Everyday Negotiation: Reaching a Broader Audience with Training in Negotiation
Abstract: This Roundtable addresses the great need to reach a much broader audience with negotiation training. Within universities, few, sometimes less than 2%, of students enroll – or have the opportunity to enroll – in courses that provide negotiation training.
Moreover, across professions and disciplines, negotiation processes and goals vary greatly. Based on the panelists’ experience in teaching and training a variety of academic and professional audiences we have found that professionals and students in engineering may be more likely to avoid conflict but allow conflicts to fester, whereas students in business tend to focus more on competitive outcomes and use of distributive tactics, and lawyers tend toward more direct approaches to demand desired outcomes. Yet many people working for non-profits, for example, cannot afford the type of executive training offered by business programs such as Program on Negotiation, DRRC, or AC4.
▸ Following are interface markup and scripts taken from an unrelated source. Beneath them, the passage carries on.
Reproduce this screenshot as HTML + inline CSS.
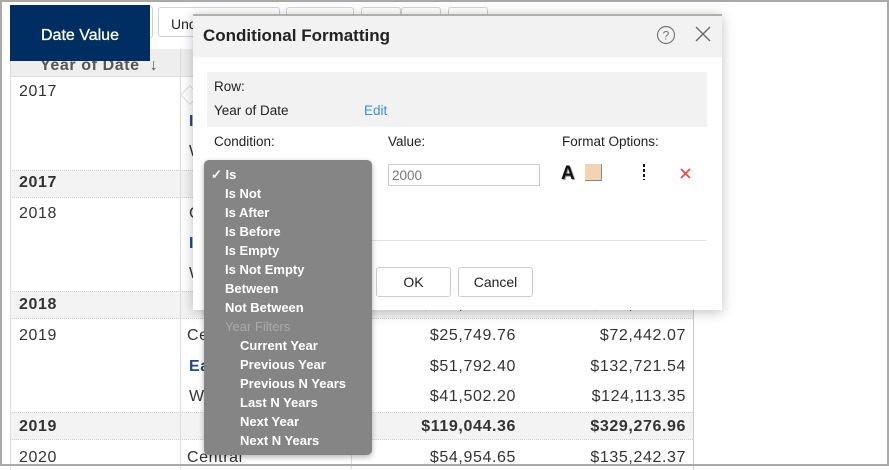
<!DOCTYPE html>
<html><head><meta charset="utf-8"><style>
*{margin:0;padding:0;box-sizing:border-box}
body{width:889px;height:466px;overflow:hidden;background:#fff;font-family:"Liberation Sans",sans-serif;position:relative}
.a{position:absolute;white-space:nowrap}
.frame{position:absolute;left:0;top:0;width:889px;height:466px;border:2px solid #a9a9a9;z-index:50;pointer-events:none}
.t{font-size:16px;color:#333;letter-spacing:.6px}
.b{font-weight:bold}
.r{text-align:right}
.dd div{height:19px;line-height:19px;font-size:13px;color:#fff;font-weight:bold}
.lb{font-size:13.5px;color:#222}
</style></head><body>
<!-- table -->
<div class="a" style="left:10px;top:49px;width:683px;height:28px;background:#eee;border-bottom:1px solid #ddd"></div>
<div class="a t b" style="left:40px;top:57px;color:#555;font-size:16px">Year of Date &nbsp;↓</div>
<div class="a" style="left:10px;top:170px;width:683px;height:28px;background:#f3f3f3;border-top:1px dotted #ccc;border-bottom:1px dotted #ccc"></div>
<div class="a" style="left:10px;top:291px;width:683px;height:28px;background:#f3f3f3;border-top:1px dotted #ccc;border-bottom:1px dotted #ccc"></div>
<div class="a" style="left:10px;top:412px;width:683px;height:28px;background:#f3f3f3;border-top:1px dotted #ccc;border-bottom:1px dotted #ccc"></div>
<div class="a" style="left:180px;top:49px;width:1px;height:420px;background:#ddd"></div>
<div class="a" style="left:351px;top:49px;width:1px;height:420px;background:#ddd"></div>
<div class="a" style="left:693px;top:49px;width:1px;height:420px;background:#ccc"></div>
<div class="a" style="left:10px;top:60px;width:1px;height:410px;background:#ddd"></div>
<div class="a t" style="left:19px;top:83px">2017</div>
<div class="a t b" style="left:19px;top:174px">2017</div>
<div class="a t" style="left:19px;top:205px">2018</div>
<div class="a t b" style="left:19px;top:296px">2018</div>
<div class="a t" style="left:19px;top:327px">2019</div>
<div class="a t b" style="left:19px;top:418px">2019</div>
<div class="a t" style="left:19px;top:449px">2020</div>
<div class="a t b" style="left:189px;top:113px;color:#1d4a8a">I</div>
<div class="a t" style="left:189px;top:143px">W</div>
<div class="a t" style="left:189px;top:205px">C</div>
<div class="a t b" style="left:189px;top:235px;color:#1d4a8a">I</div>
<div class="a t" style="left:189px;top:265px">W</div>
<div class="a t" style="left:187px;top:327px">Ce</div>
<div class="a t b" style="left:189px;top:358px;color:#1d4a8a">Ea</div>
<div class="a t" style="left:189px;top:388px">W</div>
<div class="a t" style="left:187px;top:449px">Central</div>
<div class="a t r" style="left:366px;width:150px;top:327px">$25,749.76</div>
<div class="a t r" style="left:526px;width:160px;top:327px">$72,442.07</div>
<div class="a t r" style="left:366px;width:150px;top:358px">$51,792.40</div>
<div class="a t r" style="left:526px;width:160px;top:358px">$132,721.54</div>
<div class="a t r" style="left:366px;width:150px;top:388px">$41,502.20</div>
<div class="a t r" style="left:526px;width:160px;top:388px">$124,113.35</div>
<div class="a t r b" style="left:366px;width:150px;top:418px">$119,044.36</div>
<div class="a t r b" style="left:526px;width:160px;top:418px">$329,276.96</div>
<div class="a t r" style="left:366px;width:150px;top:449px">$54,954.65</div>
<div class="a t r" style="left:526px;width:160px;top:449px">$135,242.37</div>
<div class="a t r" style="left:366px;width:150px;top:296px">$112,702.20</div>
<div class="a t r" style="left:526px;width:160px;top:296px">$300,499.08</div>
<!-- toolbar -->
<div class="a" style="left:150px;top:6px;width:3px;height:32px;border:1px solid #ccd;border-left:none;border-radius:0 4px 4px 0"></div>
<div class="a" style="left:158px;top:7px;width:122px;height:30px;border:1px solid #ccd4e0;border-radius:3px;font-size:14px;padding:8px 0 0 12px;color:#222">Undo</div>
<div class="a" style="left:286px;top:7px;width:68px;height:30px;border:1px solid #ccd4e0;border-radius:3px"></div>
<div class="a" style="left:361px;top:7px;width:40px;height:30px;border:1px solid #ccd4e0;border-radius:3px"></div>
<div class="a" style="left:401px;top:7px;width:40px;height:30px;border:1px solid #ccd4e0;border-radius:3px"></div>
<div class="a" style="left:448px;top:7px;width:40px;height:30px;border:1px solid #ccd4e0;border-radius:3px"></div>
<div class="a" style="left:10px;top:5px;width:140px;height:56px;background:#002d62;color:#fff;font-size:16px;text-align:center;line-height:62px;-webkit-text-stroke:.3px #fff">Date Value</div>
<!-- dialog -->
<div class="a" style="left:183px;top:88px;width:14px;height:14px;background:#fff;border:1px solid #ddd;transform:rotate(45deg);"></div>
<div class="a" style="left:193px;top:14px;width:529px;height:296px;background:#fff;box-shadow:0 2px 12px rgba(0,0,0,.25);border-top:2px solid #b0b0a8">
 <div class="a" style="left:0;top:0;width:529px;height:41px;background:#f2f2f2"></div>
 <div class="a" style="left:10px;top:10px;font-size:17px;font-weight:bold;color:#222">Conditional Formatting</div>
 <svg class="a" style="left:463px;top:9px" width="20" height="20"><circle cx="10" cy="10" r="8.5" fill="none" stroke="#777" stroke-width="1.2"/><text x="10" y="14.5" font-size="12" text-anchor="middle" fill="#777" font-family="Liberation Sans">?</text></svg>
 <svg class="a" style="left:502px;top:10px" width="16" height="16"><path d="M1 1L15 15M15 1L1 15" stroke="#666" stroke-width="1.3"/></svg>
 <div class="a" style="left:14px;top:56px;width:500px;height:55px;background:#f2f2f2"></div>
 <div class="a lb" style="left:21px;top:63px">Row:</div>
 <div class="a lb" style="left:21px;top:87px">Year of Date</div>
 <div class="a lb" style="left:171px;top:87px;color:#3a8ee6">Edit</div>
 <div class="a lb" style="left:21px;top:118px">Condition:</div>
 <div class="a lb" style="left:195px;top:118px">Value:</div>
 <div class="a lb" style="left:369px;top:118px">Format Options:</div>
 <div class="a" style="left:195px;top:148px;width:152px;height:22px;border:1px solid #ccc;font-size:13.5px;color:#777;padding:3px 0 0 3px">2000</div>
 <div class="a" style="left:368px;top:147px;font-size:19px;font-weight:bold;color:#111;text-shadow:1px 1px 1px #888">A</div>
 <div class="a" style="left:392px;top:148px;width:17px;height:17px;background:#f2d3b3;border:1px solid #888;border-width:0 1px 1px 0"></div>
 <div class="a" style="left:450px;top:148px;width:2px;height:16px;background:repeating-linear-gradient(#111 0 3px,transparent 3px 5px)"></div>
 <svg class="a" style="left:487px;top:152px" width="11" height="11"><path d="M1 1L10 10M10 1L1 10" stroke="#f04444" stroke-width="1.6"/></svg>
 <div class="a" style="left:14px;top:224px;width:500px;height:1px;background:#e2e2e2"></div>
 <div class="a" style="left:183px;top:251px;width:75px;height:30px;border:1px solid #ccc;border-radius:3px;font-size:14px;text-align:center;line-height:28px;color:#222">OK</div>
 <div class="a" style="left:265px;top:251px;width:75px;height:30px;border:1px solid #ccc;border-radius:3px;font-size:14px;text-align:center;line-height:28px;color:#222">Cancel</div>
</div>
<!-- dropdown -->
<div class="a dd" style="left:204px;top:160px;width:168px;height:295px;background:#858585;border-radius:5px;padding:5px 0 0 0;box-shadow:0 2px 6px rgba(0,0,0,.3)">
 <div style="padding-left:7px">✓ Is</div>
 <div style="padding-left:21px">Is Not</div>
 <div style="padding-left:21px">Is After</div>
 <div style="padding-left:21px">Is Before</div>
 <div style="padding-left:21px">Is Empty</div>
 <div style="padding-left:21px">Is Not Empty</div>
 <div style="padding-left:21px">Between</div>
 <div style="padding-left:21px">Not Between</div>
 <div style="padding-left:21px;color:#aaa;font-weight:normal">Year Filters</div>
 <div style="padding-left:36px">Current Year</div>
 <div style="padding-left:36px">Previous Year</div>
 <div style="padding-left:36px">Previous N Years</div>
 <div style="padding-left:36px">Last N Years</div>
 <div style="padding-left:36px">Next Year</div>
 <div style="padding-left:36px">Next N Years</div>
</div>
<div class="frame"></div>
</body></html>
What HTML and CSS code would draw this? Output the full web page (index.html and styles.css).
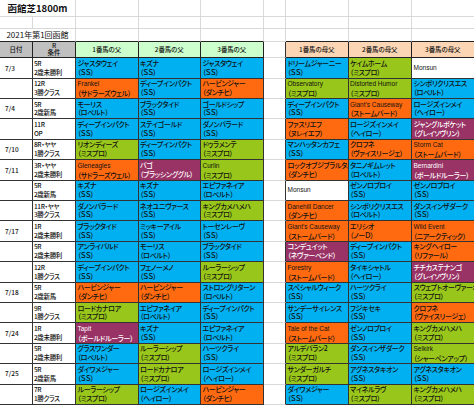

This Roundtable, therefore, will ask a set of overarching question that address the why and how making negotiation research and training accessible and available to a much broader audience.
To this end, the discussants invited to take part in this roundtable discussion have worked on projects (e.g., grants, centers, and book projects) that are aimed at making negotiation knowledge and training more accessible. The goal of this roundtable is to delve into how we can reach a much broader professional and academic audience with what we know about conflict and negotiation.